* Exercise description
How many of the lines here include "React"? Answer with a single number.
— BEGIN Source data —
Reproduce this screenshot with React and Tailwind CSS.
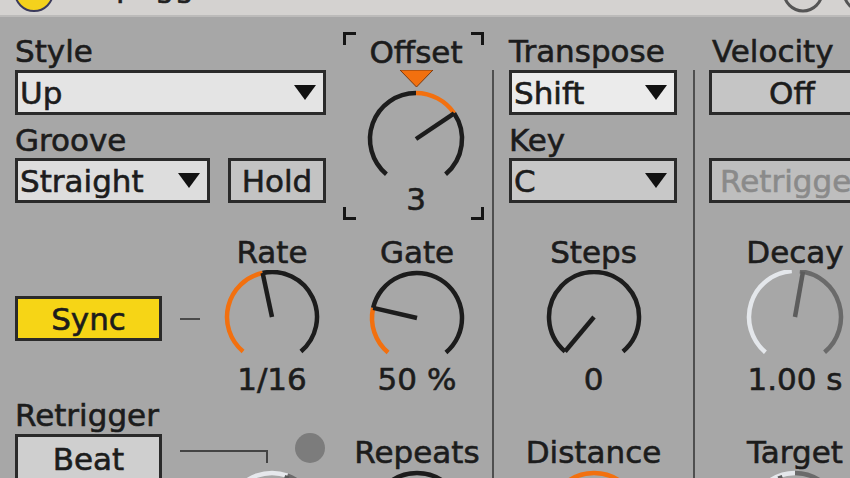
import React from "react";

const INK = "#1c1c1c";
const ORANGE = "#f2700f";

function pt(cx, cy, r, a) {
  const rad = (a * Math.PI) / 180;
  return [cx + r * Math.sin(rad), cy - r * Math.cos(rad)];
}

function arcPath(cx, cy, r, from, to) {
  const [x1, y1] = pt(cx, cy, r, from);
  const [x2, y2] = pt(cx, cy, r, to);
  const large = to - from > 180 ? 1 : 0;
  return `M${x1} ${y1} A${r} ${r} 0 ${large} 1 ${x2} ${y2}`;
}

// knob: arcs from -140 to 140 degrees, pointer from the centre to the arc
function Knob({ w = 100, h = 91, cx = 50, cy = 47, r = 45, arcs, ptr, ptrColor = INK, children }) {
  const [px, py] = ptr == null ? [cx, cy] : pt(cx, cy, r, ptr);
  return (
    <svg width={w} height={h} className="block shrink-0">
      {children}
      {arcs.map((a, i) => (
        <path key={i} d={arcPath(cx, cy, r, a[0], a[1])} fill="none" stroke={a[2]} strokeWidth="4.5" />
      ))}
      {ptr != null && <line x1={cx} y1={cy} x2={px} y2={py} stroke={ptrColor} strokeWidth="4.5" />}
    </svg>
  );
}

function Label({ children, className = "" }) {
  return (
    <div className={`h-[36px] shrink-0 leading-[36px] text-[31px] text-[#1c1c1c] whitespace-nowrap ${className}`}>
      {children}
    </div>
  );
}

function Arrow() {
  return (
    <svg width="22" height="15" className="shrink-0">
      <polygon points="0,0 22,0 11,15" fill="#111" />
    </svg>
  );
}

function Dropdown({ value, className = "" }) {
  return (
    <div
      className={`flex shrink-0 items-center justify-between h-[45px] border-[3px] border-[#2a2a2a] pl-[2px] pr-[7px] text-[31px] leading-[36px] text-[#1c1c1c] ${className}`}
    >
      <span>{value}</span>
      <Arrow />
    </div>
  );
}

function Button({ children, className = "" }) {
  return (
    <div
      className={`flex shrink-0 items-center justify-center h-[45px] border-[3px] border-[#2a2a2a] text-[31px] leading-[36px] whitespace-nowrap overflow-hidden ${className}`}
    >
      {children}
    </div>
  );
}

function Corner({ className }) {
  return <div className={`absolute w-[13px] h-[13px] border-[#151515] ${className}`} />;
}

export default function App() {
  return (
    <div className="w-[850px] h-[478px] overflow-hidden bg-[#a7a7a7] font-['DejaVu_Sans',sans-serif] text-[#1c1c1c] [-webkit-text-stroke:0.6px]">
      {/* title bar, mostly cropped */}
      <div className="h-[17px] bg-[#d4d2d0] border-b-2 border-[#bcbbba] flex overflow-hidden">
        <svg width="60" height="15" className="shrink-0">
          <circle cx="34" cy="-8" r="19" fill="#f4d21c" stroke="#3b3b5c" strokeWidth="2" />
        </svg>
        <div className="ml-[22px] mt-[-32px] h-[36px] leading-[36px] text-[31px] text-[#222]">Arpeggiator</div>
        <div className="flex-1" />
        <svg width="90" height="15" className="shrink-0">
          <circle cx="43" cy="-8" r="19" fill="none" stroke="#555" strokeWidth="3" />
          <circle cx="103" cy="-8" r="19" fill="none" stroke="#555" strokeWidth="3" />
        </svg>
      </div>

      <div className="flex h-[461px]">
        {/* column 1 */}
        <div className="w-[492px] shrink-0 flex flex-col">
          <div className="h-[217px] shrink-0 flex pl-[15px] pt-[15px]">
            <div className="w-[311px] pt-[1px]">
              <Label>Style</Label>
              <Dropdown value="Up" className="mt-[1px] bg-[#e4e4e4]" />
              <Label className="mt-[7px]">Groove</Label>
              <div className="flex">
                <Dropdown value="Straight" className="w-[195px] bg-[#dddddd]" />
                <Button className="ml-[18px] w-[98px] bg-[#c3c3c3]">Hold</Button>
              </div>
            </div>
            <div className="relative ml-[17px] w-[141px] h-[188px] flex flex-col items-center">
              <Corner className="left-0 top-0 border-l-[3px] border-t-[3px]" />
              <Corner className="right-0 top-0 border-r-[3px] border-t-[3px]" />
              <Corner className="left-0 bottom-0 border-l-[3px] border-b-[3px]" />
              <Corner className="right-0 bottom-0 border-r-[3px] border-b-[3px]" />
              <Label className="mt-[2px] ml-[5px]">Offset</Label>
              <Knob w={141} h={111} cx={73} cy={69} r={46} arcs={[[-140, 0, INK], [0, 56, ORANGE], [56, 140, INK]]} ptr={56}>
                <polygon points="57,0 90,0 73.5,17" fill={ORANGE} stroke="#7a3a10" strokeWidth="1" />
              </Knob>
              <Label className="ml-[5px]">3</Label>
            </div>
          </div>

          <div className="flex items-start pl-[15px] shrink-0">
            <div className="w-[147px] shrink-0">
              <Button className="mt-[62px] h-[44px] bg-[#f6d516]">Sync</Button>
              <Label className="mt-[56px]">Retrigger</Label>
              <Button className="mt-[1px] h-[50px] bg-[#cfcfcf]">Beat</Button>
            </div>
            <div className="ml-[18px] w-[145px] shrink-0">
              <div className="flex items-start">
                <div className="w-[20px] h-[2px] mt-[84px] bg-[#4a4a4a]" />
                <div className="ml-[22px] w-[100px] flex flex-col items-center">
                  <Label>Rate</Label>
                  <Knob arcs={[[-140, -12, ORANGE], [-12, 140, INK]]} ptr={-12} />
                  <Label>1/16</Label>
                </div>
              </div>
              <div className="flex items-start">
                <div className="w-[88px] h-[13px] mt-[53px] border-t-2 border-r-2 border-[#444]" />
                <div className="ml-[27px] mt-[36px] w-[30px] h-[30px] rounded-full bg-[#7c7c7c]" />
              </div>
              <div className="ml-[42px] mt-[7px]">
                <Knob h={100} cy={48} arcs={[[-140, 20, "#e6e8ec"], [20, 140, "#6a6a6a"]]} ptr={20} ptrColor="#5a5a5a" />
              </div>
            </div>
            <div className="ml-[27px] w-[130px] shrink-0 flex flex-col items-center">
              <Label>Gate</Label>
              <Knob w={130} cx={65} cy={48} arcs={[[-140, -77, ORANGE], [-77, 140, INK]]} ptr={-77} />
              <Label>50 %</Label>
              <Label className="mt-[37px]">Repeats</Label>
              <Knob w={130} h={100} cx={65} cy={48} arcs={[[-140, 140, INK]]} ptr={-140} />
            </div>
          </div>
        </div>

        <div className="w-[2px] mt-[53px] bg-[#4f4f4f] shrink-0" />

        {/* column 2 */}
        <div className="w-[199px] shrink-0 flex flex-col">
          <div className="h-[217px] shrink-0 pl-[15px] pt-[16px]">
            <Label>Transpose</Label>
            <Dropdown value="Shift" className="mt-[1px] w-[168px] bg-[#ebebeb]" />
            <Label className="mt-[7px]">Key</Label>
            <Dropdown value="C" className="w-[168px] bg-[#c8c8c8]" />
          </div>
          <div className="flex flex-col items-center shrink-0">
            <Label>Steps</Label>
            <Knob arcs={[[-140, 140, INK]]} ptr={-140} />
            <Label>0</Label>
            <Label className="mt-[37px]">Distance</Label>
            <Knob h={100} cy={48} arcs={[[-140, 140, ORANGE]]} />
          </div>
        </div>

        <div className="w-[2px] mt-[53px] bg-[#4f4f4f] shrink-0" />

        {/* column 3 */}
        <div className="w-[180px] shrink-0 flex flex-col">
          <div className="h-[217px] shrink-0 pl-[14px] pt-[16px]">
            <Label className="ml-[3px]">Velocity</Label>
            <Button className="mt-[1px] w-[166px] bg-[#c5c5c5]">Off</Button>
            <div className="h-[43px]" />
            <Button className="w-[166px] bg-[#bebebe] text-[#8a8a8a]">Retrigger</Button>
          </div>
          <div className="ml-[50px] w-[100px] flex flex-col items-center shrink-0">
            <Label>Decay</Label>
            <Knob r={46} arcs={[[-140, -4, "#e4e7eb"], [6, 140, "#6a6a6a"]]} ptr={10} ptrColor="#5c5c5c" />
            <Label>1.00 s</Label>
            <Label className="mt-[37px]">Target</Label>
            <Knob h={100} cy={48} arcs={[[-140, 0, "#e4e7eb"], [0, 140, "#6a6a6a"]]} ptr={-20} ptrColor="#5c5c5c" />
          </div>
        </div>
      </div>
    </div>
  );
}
— END Source data —
* Task answer
2